According to the Illinois Department of Revenue, last year there were 5.9 million tax returns filed in the state. Most residents will receive the relevant documents in the next few days and the state sees an initial rush to file taxes in January and early February. Filings do ease off during March, with a last-minute rush in April.
Ready. Set. File.
As of Wednesday, people can start the often-arduous and -painful task of filing their tax returns. The IRS had delayed the filing window by two weeks to incorporate new tax laws passed by Congress on Jan. 2.
“We wanted to track our returns system with the IRS, so people were filing their federal returns accurately with their state returns to follow after that,” said Susan Hofer, public information officer at the Illinois Department of Revenue.

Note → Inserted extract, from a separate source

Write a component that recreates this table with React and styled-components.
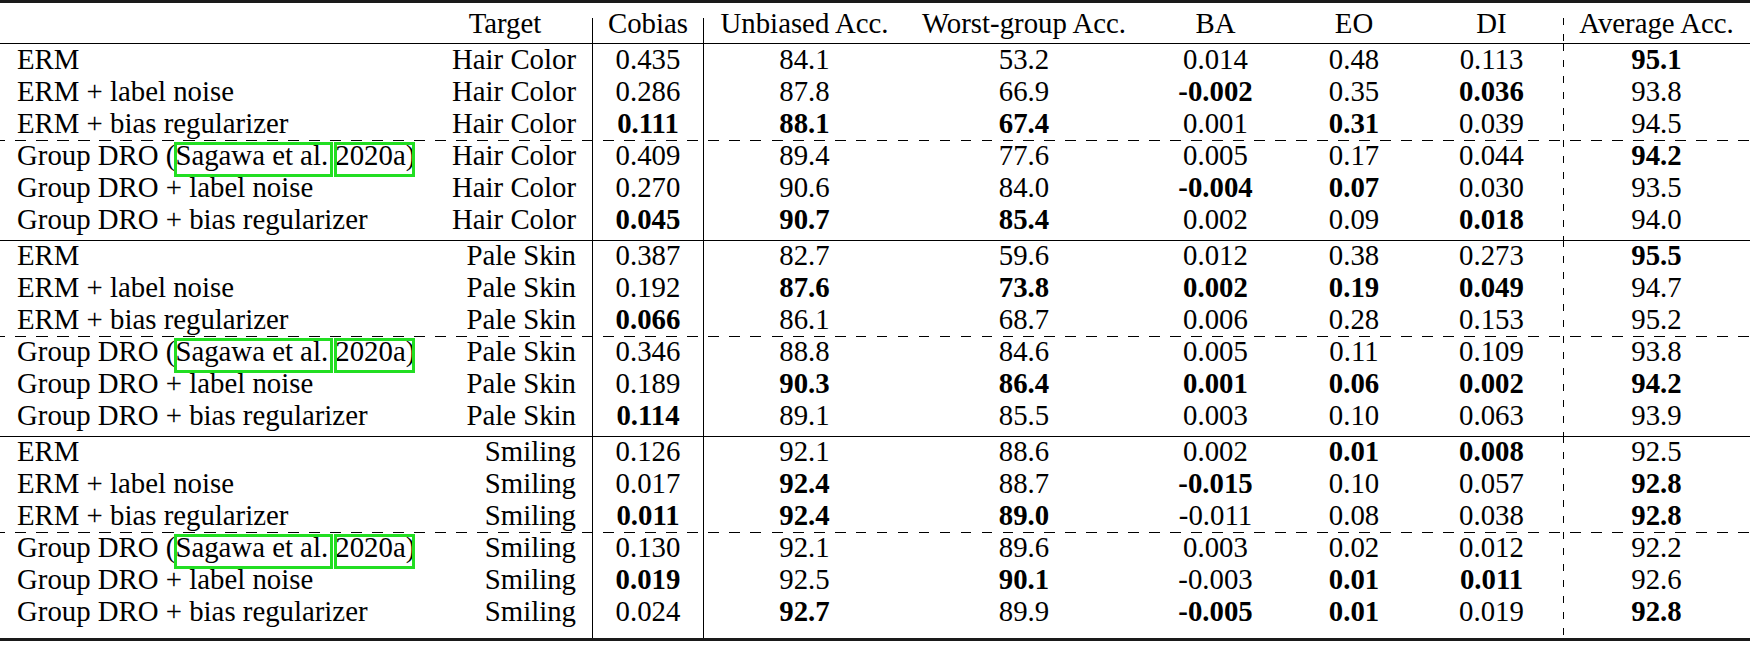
import React from "react";
import styled, { createGlobalStyle, css } from "styled-components";

const GlobalStyle = createGlobalStyle`
  html, body { margin: 0; padding: 0; background: #fff; }
  body {
    font-family: "Liberation Serif", "Times New Roman", Times, serif;
    color: #000;
  }
`;

const COLS = "418px 174px 111px 202px 238px 145px 132px 143px 187px";

const Table = styled.div`
  width: 1750px;
  font-size: 28.8px;
  border-top: 3px solid #1a1a1a;
  border-bottom: 3px solid #1a1a1a;
`;

const HeaderRow = styled.div`
  display: grid;
  grid-template-columns: ${COLS};
  padding-top: 15px;
  border-bottom: 1px solid #000;
`;

const Row = styled.div`
  display: grid;
  grid-template-columns: ${COLS};
  height: ${(p) => 32 + (p.$extra || 0)}px;
  ${(p) =>
    p.$top === "solid" &&
    css`
      box-shadow: inset 0 1px 0 #000;
    `}
  ${(p) =>
    p.$top === "dashed" &&
    css`
      background-image: repeating-linear-gradient(
        to right,
        #000 0 5.5px,
        transparent 5.5px 15.5px,
        #000 15.5px 21px
      );
      background-size: 100% 1px;
      background-repeat: no-repeat;
    `}
`;

const Cell = styled.div`
  white-space: nowrap;
  line-height: ${(p) => (p.$head ? "10px" : "30px")};
  height: ${(p) => (p.$head ? "25px" : "auto")};
  text-align: ${(p) => p.$align || "center"};
  font-weight: ${(p) => (p.$bold ? 700 : 400)};
  padding-left: ${(p) => (p.$align === "left" ? "17px" : "0")};
  padding-right: ${(p) => (p.$align === "right" ? "16px" : "0")};
  ${(p) =>
    p.$rule === "solid" &&
    css`
      border-left: 1px solid #000;
    `}
  ${(p) =>
    p.$rule === "dashed" &&
    css`
      background-image: repeating-linear-gradient(
        to bottom,
        #000 0 7px,
        transparent 7px 16px
      );
      background-size: 1px 100%;
      background-repeat: no-repeat;
      background-position: left top;
    `}
`;

const Cite = styled.span`
  position: relative;
  &::after {
    content: "";
    position: absolute;
    left: ${(p) => p.$l}px;
    right: ${(p) => p.$r}px;
    top: 3px;
    bottom: -6px;
    border: 3px solid #22de22;
    pointer-events: none;
  }
`;

const RULES = [null, null, "solid", "solid", null, null, null, null, "dashed"];

const headers = [
  "",
  "Target",
  "Cobias",
  "Unbiased Acc.",
  "Worst-group Acc.",
  "BA",
  "EO",
  "DI",
  "Average Acc.",
];

const CITE = "__cite__";

const blocks = [
  {
    target: "Hair Color",
    rows: [
      ["ERM", "0.435", "84.1", "53.2", "0.014", "0.48", "0.113", "*95.1"],
      ["ERM + label noise", "0.286", "87.8", "66.9", "*-0.002", "0.35", "*0.036", "93.8"],
      ["ERM + bias regularizer", "*0.111", "*88.1", "*67.4", "0.001", "*0.31", "0.039", "94.5"],
      [CITE, "0.409", "89.4", "77.6", "0.005", "0.17", "0.044", "*94.2"],
      ["Group DRO + label noise", "0.270", "90.6", "84.0", "*-0.004", "*0.07", "0.030", "93.5"],
      ["Group DRO + bias regularizer", "*0.045", "*90.7", "*85.4", "0.002", "0.09", "*0.018", "94.0"],
    ],
  },
  {
    target: "Pale Skin",
    rows: [
      ["ERM", "0.387", "82.7", "59.6", "0.012", "0.38", "0.273", "*95.5"],
      ["ERM + label noise", "0.192", "*87.6", "*73.8", "*0.002", "*0.19", "*0.049", "94.7"],
      ["ERM + bias regularizer", "*0.066", "86.1", "68.7", "0.006", "0.28", "0.153", "95.2"],
      [CITE, "0.346", "88.8", "84.6", "0.005", "0.11", "0.109", "93.8"],
      ["Group DRO + label noise", "0.189", "*90.3", "*86.4", "*0.001", "*0.06", "*0.002", "*94.2"],
      ["Group DRO + bias regularizer", "*0.114", "89.1", "85.5", "0.003", "0.10", "0.063", "93.9"],
    ],
  },
  {
    target: "Smiling",
    rows: [
      ["ERM", "0.126", "92.1", "88.6", "0.002", "*0.01", "*0.008", "92.5"],
      ["ERM + label noise", "0.017", "*92.4", "88.7", "*-0.015", "0.10", "0.057", "*92.8"],
      ["ERM + bias regularizer", "*0.011", "*92.4", "*89.0", "-0.011", "0.08", "0.038", "*92.8"],
      [CITE, "0.130", "92.1", "89.6", "0.003", "0.02", "0.012", "92.2"],
      ["Group DRO + label noise", "*0.019", "92.5", "*90.1", "-0.003", "*0.01", "*0.011", "92.6"],
      ["Group DRO + bias regularizer", "0.024", "*92.7", "89.9", "*-0.005", "*0.01", "0.019", "*92.8"],
    ],
  },
];

function MethodName({ name }) {
  if (name !== CITE) return name;
  return (
    <>
      Group DRO (<Cite $l={-1} $r={-5}>Sagawa et al.</Cite>{" "}
      <Cite $l={-1} $r={-9}>2020a</Cite>)
    </>
  );
}

export default function App() {
  return (
    <>
      <GlobalStyle />
      <Table>
        <HeaderRow>
          {headers.map((h, i) => (
            <Cell key={i} $head $rule={RULES[i]} $align={i === 0 ? "left" : "center"}>
              {h}
            </Cell>
          ))}
        </HeaderRow>
        {blocks.map((block, bi) =>
          block.rows.map((r, ri) => {
            const [name, ...vals] = r;
            const isLastOverall = bi === blocks.length - 1 && ri === block.rows.length - 1;
            const extra = isLastOverall ? 10 : ri === block.rows.length - 1 ? 4 : 0;
            const top = ri === 0 && bi > 0 ? "solid" : ri === 3 ? "dashed" : null;
            return (
              <Row key={`${bi}-${ri}`} $extra={extra} $top={top}>
                <Cell $align="left">
                  <MethodName name={name} />
                </Cell>
                <Cell $align="right">{block.target}</Cell>
                {vals.map((v, vi) => {
                  const bold = v.startsWith("*");
                  return (
                    <Cell key={vi} $bold={bold} $rule={RULES[vi + 2]}>
                      {bold ? v.slice(1) : v}
                    </Cell>
                  );
                })}
              </Row>
            );
          })
        )}
      </Table>
    </>
  );
}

The IRS provides free tax preparation services such as tax counseling for the elderly and Volunteer Income Tax Assistance for those who make less than $51,000.
Mayor Rahm Emanuel announced last week that the city would provide an additional $500,000 to help hire site leaders to provide tax-filing assistance for low-income Chicagoans. One subsidy that many qualify for, the Earned Income Tax Credit, comes as a tax refund.
In addition, the city has started a new website that will help residents locate free tax-preparation sites, file their taxes for free and learn more about the tax credit.
“Each and every year too many families either don’t know they are eligible or need help applying for the EITC, and this year the challenge is even greater because of the shortened tax season,” Emanuel said.
According to the Tax Policy Center, which employs former government tax experts, misreporting of income is a principal error made by tax filers claiming the Earned Income Tax Credit. Illinois has been trying to increase awareness among low-income working families to take advantage of the EITC.
The credit is especially helpful for single mothers, poor workers and families with three or more children. This helps them pay bills such as clothing and food.
“This is to help families file returns, to get the maximum credit they can get – and for free,” Hofer said.
Wilbur Wright College in Portage Park is one of the organizations providing such services. They have teamed up with Ladder Up, a non-profit affiliated with the IRS, to provide the VITA service. This year the program is available on Wednesdays, Thursdays and Saturdays.
Paul Croitoru, an assistant professor of business, said that the city, in unison with the IRS, sends postcards to people who used the service last year to inform them of new locations and times.
“On our end we, the faculty, some students and volunteers from the business community help with filing their taxes,” Croitoru said.